Unlike the color space and binning method, this parameter is pretty intuitive: the more clusters you fit, the more the colors in your image will be split up. It’s convenient to use the same scheme for every image in your dataset, so you might end up using whatever values are needed for your most complex image and over-splitting most of your other images. That’s usually fine, because the next set of steps will try to lump colors together or remove minor details. You want to be just granular enough to capture the details you care about, and it’s okay if some colors are split up.

One thing to note is that the bins argument allows for a different number of bins for each channel. Setting bins = 2 will divide each channel into 2 bins, but you can also set bins = c(5, 2, 2) to divide up the red channel into 5 bins and the blue and green channels into 2 bins (if in RGB space). This can be convenient if you have a lot of color diversity on only one axis, e.g. you have photographs of mammals which are shades of reddish-brown, and don’t need to waste computational time dividing up the blue channel.

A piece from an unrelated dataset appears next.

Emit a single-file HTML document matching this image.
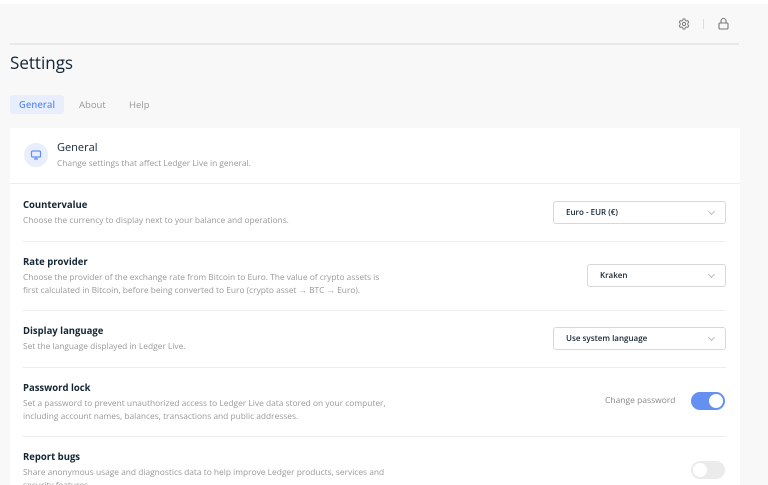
<!DOCTYPE html>
<html><head><meta charset="utf-8"><style>
*{margin:0;padding:0;box-sizing:border-box}
html,body{width:768px;height:485px;overflow:hidden}
body{background:#f8f8f8;font-family:"Open Sans","Liberation Sans","DejaVu Sans",sans-serif;position:relative;color:#142533}
.a{position:absolute}
.top{left:0;top:0;width:768px;height:4px;background:#fff}
.hr{left:10px;top:43px;width:729px;height:2px;background:#e8e8e8}
h1{position:absolute;left:10px;top:51px;font-size:17px;font-weight:400;color:#142533}
.tab{position:absolute;top:95px;height:19px;font-size:9.5px;line-height:19px;color:#999}
.card{left:10px;top:128px;width:730px;height:360px;background:#fff}
.t{font-size:9.5px;font-weight:700;color:#142533;position:absolute}
.d{font-size:8.4px;color:#999;position:absolute;line-height:12.5px}
.line{position:absolute;left:23px;width:703px;height:1px;background:#eee}
.sel{position:absolute;height:23px;border:1px solid #d8d8d8;border-radius:3px;font-size:8px;font-weight:600;color:#142533;line-height:21px;padding-left:12px}
.sel:after{content:"";position:absolute;right:11px;top:7px;width:4px;height:4px;border-right:1px solid #bbb;border-bottom:1px solid #bbb;transform:rotate(45deg)}
.tg{position:absolute;width:34px;height:18px;border-radius:9px}
.tg i{position:absolute;top:2px;width:14px;height:14px;border-radius:50%;background:#fff}
</style></head><body>
<div class="a top"></div>
<svg class="a" style="left:678px;top:18px" width="12" height="12" viewBox="0 0 12 12"><circle cx="6" cy="6" r="1.6" fill="none" stroke="#777" stroke-width="1"/><path d="M5 1h2l.3 1.4 1.2.7 1.3-.5 1 1.7-1 .9v1.6l1 .9-1 1.7-1.3-.5-1.2.7L7 11H5l-.3-1.4-1.2-.7-1.3.5-1-1.7 1-.9V5.2l-1-.9 1-1.7 1.3.5 1.2-.7z" fill="none" stroke="#777" stroke-width=".9"/></svg>
<div class="a" style="left:703px;top:19px;width:1px;height:10px;background:#ddd"></div>
<svg class="a" style="left:718px;top:17px" width="11" height="13" viewBox="0 0 11 13"><rect x="1" y="6" width="9" height="6" rx="1" fill="none" stroke="#777" stroke-width="1.1"/><path d="M3 6V4a2.5 2.5 0 0 1 5 0v2" fill="none" stroke="#777" stroke-width="1.1"/></svg>
<div class="a hr"></div>
<h1>Settings</h1>
<div class="tab" style="left:10px;width:54px;background:#e9eefc;border-radius:3px;color:#6490f1;text-align:center;font-weight:600">General</div>
<div class="tab" style="left:79px">About</div>
<div class="tab" style="left:129px">Help</div>
<div class="a card"></div>
<div class="a" style="left:24px;top:143px;width:24px;height:24px;border-radius:50%;background:#e9eefc"></div>
<svg class="a" style="left:30px;top:149px" width="12" height="12" viewBox="0 0 12 12"><rect x="1.5" y="2" width="9" height="6" rx="1" fill="none" stroke="#6490f1" stroke-width="1.2"/><path d="M6 8v2M4 10h4" stroke="#6490f1" stroke-width="1.2"/></svg>
<div class="a" style="left:57px;top:140px;font-size:11px;color:#142533">General</div>
<div class="d" style="left:57px;top:158px">Change settings that affect Ledger Live in general.</div>
<div class="a" style="left:10px;top:183px;width:730px;height:1px;background:#eee"></div>

<div class="t" style="left:23px;top:198px">Countervalue</div>
<div class="d" style="left:23px;top:215px">Choose the currency to display next to your balance and operations.</div>
<div class="sel" style="left:553px;top:201px;width:173px">Euro - EUR (€)</div>
<div class="line" style="top:241px"></div>

<div class="t" style="left:23px;top:255px">Rate provider</div>
<div class="d" style="left:23px;top:272px">Choose the provider of the exchange rate from Bitcoin to Euro. The value of crypto assets is<br>first calculated in Bitcoin, before being converted to Euro (crypto asset → BTC → Euro).</div>
<div class="sel" style="left:587px;top:264px;width:139px">Kraken</div>
<div class="line" style="top:310px"></div>

<div class="t" style="left:23px;top:324px">Display language</div>
<div class="d" style="left:23px;top:341px">Set the language displayed in Ledger Live.</div>
<div class="sel" style="left:553px;top:327px;width:173px">Use system language</div>
<div class="line" style="top:367px"></div>

<div class="t" style="left:23px;top:381px">Password lock</div>
<div class="d" style="left:23px;top:398px">Set a password to prevent unauthorized access to Ledger Live data stored on your computer,<br>including account names, balances, transactions and public addresses.</div>
<div class="a" style="left:605px;top:395px;font-size:8.5px;color:#888">Change password</div>
<div class="tg" style="left:691px;top:392px;background:#6490f1"><i style="right:2px"></i></div>
<div class="line" style="top:436px"></div>

<div class="t" style="left:23px;top:450px">Report bugs</div>
<div class="d" style="left:23px;top:467px">Share anonymous usage and diagnostics data to help improve Ledger products, services and<br>security features.</div>
<div class="tg" style="left:691px;top:461px;background:#ebebeb"><i style="left:2px"></i></div>
</body></html>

Another option is to impose colors on an image, rather than using intrinsic image colors. Every pixel is assigned to the color it is closest to in some specified color space. Usually, this is useful for batch processing: you get colors from one image, then map them onto another image, so that the color centers correspond across all your images in the same order.

im1 <- system.file("extdata/ocellata.png", package = "recolorize")
im2 <- system.file("extdata/ephippigera.png", package = "recolorize")

# fit the first image
fit1 <- recolorize(im1)
#> Using 2^3 = 8 total bins

# fit the second image using colors from the first
# adjust_centers = TRUE would find the average color of all the pixels assigned to 
# the imposed colors to better match the raw image
fit2 <- imposeColors(im2, fit1$centers, adjust_centers = FALSE)

I would really only recommend using this if you’ve gotten your color centers from another image, but I mention it here because the function takes unclustered images.